I am fed up with the irrational and distorted Ebola
stories. If one
watches media often today he or she would think that civilization is
imperiled by the outbreak in a part of Africa for a weak strain of the
Ebola virus. But wait! Don't let news reports infect your brain with
nonsense. According to the Disease Control and Prevention's National
Center for Health, statistics indicate that the actual risk a person
faces of contracting Ebola, which, like the virus itself, is so tiny,
it's downright microscopic. Here are far more common ways a resident of
the U.S. could die this year.
• Heart disease — A U.S. resident circa 2005
faced a 1-in-5 chance of dying of this in his or her lifetime,
• Cancer — 1-in-7 lifetime odds of dying from this.
• Stroke — 1-in-23
• Accidental injury — 1-in-36
• Motor vehicle accident — 1-in-100
• Assault by firearm — 1-in-325
• Natural forces (heat, cold, storms, earthquakes,
floods, tornadoes, lightning strikes, etc., combined) — 1-in-3,357
• Drowning — 1-in-8,942
• Air travel accident — 1-in-20,000
• Asteroid impact — 1-in-147,717
• Tsunami -1-in-500,000
What about the risk from Ebola? Well, the lifetime odds of dying from
the disease is so small it is hard to compute, but it is far less
likely than a person winning a multi million dollar power ball
lottery. Since Ebola's first outbreak in the 1970s through the one
raging today, according to the World Health Organization, the total
number of deaths attributed to Ebola has been 5000. That's it!
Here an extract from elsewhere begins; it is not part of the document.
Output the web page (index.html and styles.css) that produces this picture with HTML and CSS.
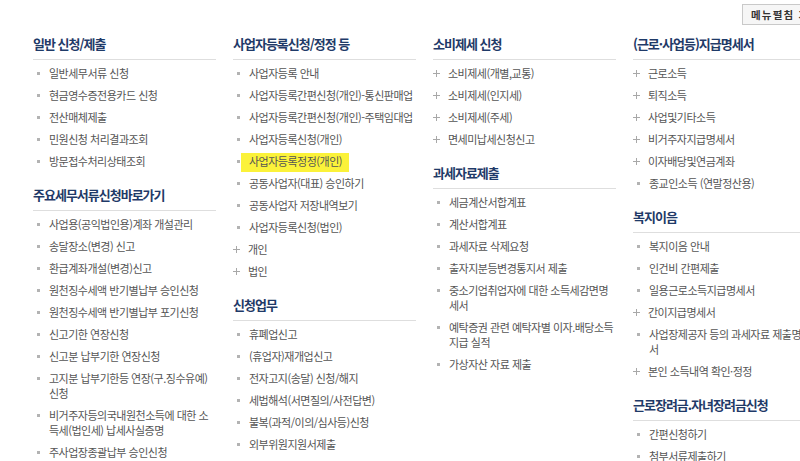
FILE: index.html
```html
<!DOCTYPE html>
<html lang="ko">
<head>
  <meta charset="UTF-8">
  <meta name="viewport" content="width=device-width, initial-scale=1.0">
  <link rel="stylesheet" href="styles.css">
</head>
<body>

<div class="topbar">
  <button class="menu-btn">메뉴펼침 가이드</button>
</div>

<div class="menu">
  <div class="col">
    <div class="group">
      <h2>일반 신청/제출</h2>
      <ul>
        <li>일반세무서류 신청</li>
        <li>현금영수증전용카드 신청</li>
        <li>전산매체제출</li>
        <li>민원신청 처리결과조회</li>
        <li>방문접수처리상태조회</li>
      </ul>
    </div>
    <div class="group">
      <h2>주요세무서류신청바로가기</h2>
      <ul>
        <li>사업용(공익법인용)계좌 개설관리</li>
        <li>송달장소(변경) 신고</li>
        <li>환급계좌개설(변경)신고</li>
        <li>원천징수세액 반기별납부 승인신청</li>
        <li>원천징수세액 반기별납부 포기신청</li>
        <li>신고기한 연장신청</li>
        <li>신고분 납부기한 연장신청</li>
        <li>고지분 납부기한등 연장(구.징수유예)신청</li>
        <li>비거주자등의국내원천소득에 대한 소득세(법인세) 납세사실증명</li>
        <li>주사업장종괄납부 승인신청</li>
      </ul>
    </div>
  </div>

  <div class="col">
    <div class="group">
      <h2>사업자등록신청/정정 등</h2>
      <ul>
        <li>사업자등록 안내</li>
        <li>사업자등록간편신청(개인)-통신판매업</li>
        <li>사업자등록간편신청(개인)-주택임대업</li>
        <li>사업자등록신청(개인)</li>
        <li><span class="mark">사업자등록정정(개인)</span></li>
        <li>공동사업자(대표) 승인하기</li>
        <li>공동사업자 저장내역보기</li>
        <li>사업자등록신청(법인)</li>
        <li class="plus">개인</li>
        <li class="plus">법인</li>
      </ul>
    </div>
    <div class="group">
      <h2>신청업무</h2>
      <ul>
        <li>휴폐업신고</li>
        <li>(휴업자)재개업신고</li>
        <li>전자고지(송달) 신청/해지</li>
        <li>세법해석(서면질의/사전답변)</li>
        <li>불복(과적/이의/심사등)신청</li>
        <li>외부위원지원서제출</li>
      </ul>
    </div>
  </div>

  <div class="col">
    <div class="group">
      <h2>소비제세 신청</h2>
      <ul>
        <li class="plus">소비제세(개별,교통)</li>
        <li class="plus">소비제세(인지세)</li>
        <li class="plus">소비제세(주세)</li>
        <li class="plus">면세미납세신청신고</li>
      </ul>
    </div>
    <div class="group">
      <h2>과세자료제출</h2>
      <ul>
        <li>세금계산서합계표</li>
        <li>계산서합계표</li>
        <li>과세자료 삭제요청</li>
        <li>출자지분등변경통지서 제출</li>
        <li>중소기업취업자에 대한 소득세감면명세서</li>
        <li>예탁증권 관련 예탁자별 이자.배당소득 지급 실적</li>
        <li>가상자산 자료 제출</li>
      </ul>
    </div>
  </div>

  <div class="col">
    <div class="group">
      <h2>(근로·사업등)지급명세서</h2>
      <ul>
        <li class="plus">근로소득</li>
        <li class="plus">퇴직소득</li>
        <li class="plus">사업및기타소득</li>
        <li class="plus">비거주자지급명세서</li>
        <li class="plus">이자배당및연금계좌</li>
        <li>종교인소득 (연말정산용)</li>
      </ul>
    </div>
    <div class="group">
      <h2>복지이음</h2>
      <ul>
        <li>복지이음 안내</li>
        <li>인건비 간편제출</li>
        <li>일용근로소득지급명세서</li>
        <li class="plus">간이지급명세서</li>
        <li>사업장제공자 등의 과세자료 제출명세서</li>
        <li class="plus">본인 소득내역 확인·정정</li>
      </ul>
    </div>
    <div class="group">
      <h2>근로장려금.자녀장려금신청</h2>
      <ul>
        <li>간편신청하기</li>
        <li>첨부서류제출하기</li>
      </ul>
    </div>
  </div>
</div>

</body>
</html>
```

FILE: styles.css
```css
html, body {
  overflow: hidden;
}

body {
  margin: 0;
  background-color: #fff;
  font-family: 'Noto Sans CJK KR', 'Noto Sans', sans-serif;
  color: #555;
}

.topbar {
  display: flex;
  justify-content: flex-end;
  height: 36px;
  padding-top: 4px;
  box-sizing: border-box;
}

.menu-btn {
  height: 21px;
  width: 92px;
  margin-right: -34px;
  padding: 0 0 0 8px;
  text-align: left;
  border: 1px solid #c9c9c9;
  background-color: #f6f6f6;
  font-family: inherit;
  font-size: 10.5px;
  font-weight: bold;
  letter-spacing: 1.2px;
  color: #333;
  white-space: nowrap;
}

.menu {
  display: flex;
  gap: 17px;
  padding-left: 33px;
  width: 900px;
}

.col {
  width: 183px;
  flex-shrink: 0;
}

.group + .group {
  margin-top: 18px;
}

h2 {
  margin: 0;
  font-size: 13px;
  line-height: 16px;
  font-weight: bold;
  letter-spacing: -1px;
  color: #1f3a68;
  padding-bottom: 7px;
  border-bottom: 1px solid #dedede;
}

ul {
  list-style: none;
  margin: 0;
  padding: 6px 2px 0 0;
}

li {
  font-size: 11px;
  line-height: 15px;
  letter-spacing: -0.5px;
  margin-bottom: 7px;
  padding-left: 16px;
  background: linear-gradient(#b3b3b3, #b3b3b3) 4px 6px / 3px 3px no-repeat;
}

li.plus {
  padding-left: 15px;
  background:
    linear-gradient(#a8a8a8, #a8a8a8) 0 7px / 7px 1px no-repeat,
    linear-gradient(#a8a8a8, #a8a8a8) 3px 4px / 1px 7px no-repeat;
}

.mark {
  background-color: #fbf23a;
  padding: 0 7px 3px 8px;
  margin-left: -8px;
}
```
So, if the odds are far more likely to die in a car accident than of
Ebola, H1N1, tsunamis or a natural disaster, why does Ebola seem to
worry so many people so much? Familiarity with an agent of death can be
one factor affecting our perception of risk. With cars, we take so many
trips over our lifetimes that our brains learn not to be afraid of what
might happen in the event of an accident. But the mass hysteria the
media causes by introducing Ebola to us creates an irrational fear in
us. Ebola for many people is new and not something they have personal
experience with, so it's perceived as riskier.
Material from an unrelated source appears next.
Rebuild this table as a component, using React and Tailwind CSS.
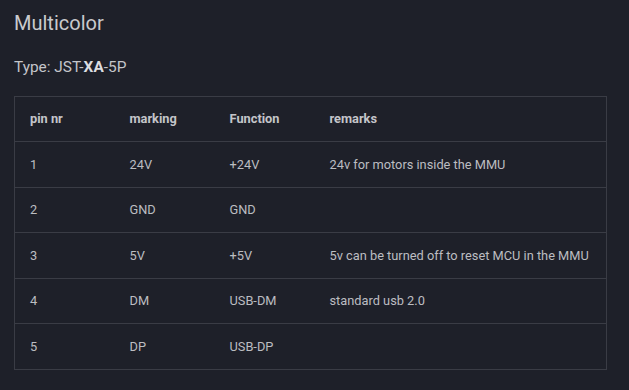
import React from 'react';

const rows = [
    ['1', '24V', '+24V', '24v for motors inside the MMU'],
    ['2', 'GND', 'GND', ''],
    ['3', '5V', '+5V', '5v can be turned off to reset MCU in the MMU'],
    ['4', 'DM', 'USB-DM', 'standard usb 2.0'],
    ['5', 'DP', 'USB-DP', ''],
];

const App = () => {
    return (
        <div className="min-h-screen w-[629px] h-[390px] bg-[#1e2029] text-[#c4c5c9] px-[14px] pt-[11px] font-['Roboto',sans-serif] overflow-hidden">
            <h2 className="text-[20px] leading-[24px] text-[#c9cacd]">Multicolor</h2>
            <p className="mt-[22px] text-[15.4px] leading-[20px] text-[#c4c5c9]">
                Type: JST-<strong className="font-bold text-[#dcdde0]">XA</strong>-5P
            </p>

            <table className="mt-[19px] w-[593px] border-collapse border border-[#3a3c45] text-[12.8px] table-fixed">
                <colgroup>
                    <col className="w-[100px]" />
                    <col className="w-[100px]" />
                    <col className="w-[100px]" />
                    <col />
                </colgroup>
                <thead>
                    <tr className="h-[45px]">
                        <th className="text-left font-bold px-[15px] text-[#c4c5c9]">pin nr</th>
                        <th className="text-left font-bold px-[15px] text-[#c4c5c9]">marking</th>
                        <th className="text-left font-bold px-[15px] text-[#c4c5c9]">Function</th>
                        <th className="text-left font-bold px-[15px] text-[#c4c5c9]">remarks</th>
                    </tr>
                </thead>
                <tbody>
                    {rows.map((r) => (
                        <tr key={r[0]} className="h-[45.5px] border-t border-[#3a3c45]">
                            {r.map((c, i) => (
                                <td key={i} className="px-[15px] text-[#bcbdc1] whitespace-nowrap">{c}</td>
                            ))}
                        </tr>
                    ))}
                </tbody>
            </table>
        </div>
    );
};

export default App;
Too, the lack of control over something like Ebola makes us fear it
more.....like the small child terrified of "the monsters hiding
underneath my bed". We don't have any sense of control over Ebola and
the media reports it as being out of control. Logically, people should
think more about the reality of Ebola and realize that Ebola is not
highly contagious, it's being managed carefully, and there're been
epidemics in the past. They've all been controlled, and the same
thing's even more likely to happen now, given modern medical advances.
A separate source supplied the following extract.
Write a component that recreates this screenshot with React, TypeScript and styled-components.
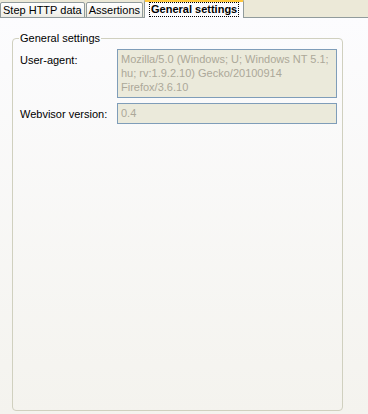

What the media should say (and not so much because the story just isn't
that newsworthy) about Ebola is what is true. Ebola is hard to catch
and transmit compared to other infections because it requires direct
contact with bodily fluids . In the six months of the 201) outbreak,
there have been 3,431 deaths. That's a very low number for a serious
infectious disease . The influenza pandemic spread by coughing of 1919,
for example, infected 500 million people across the world, killed 50
to 100 million (5 percent of the world's population in a year) .
Maybe instead we should worry about what needs worry, and that
certainly isn't about catching the Ebola virus.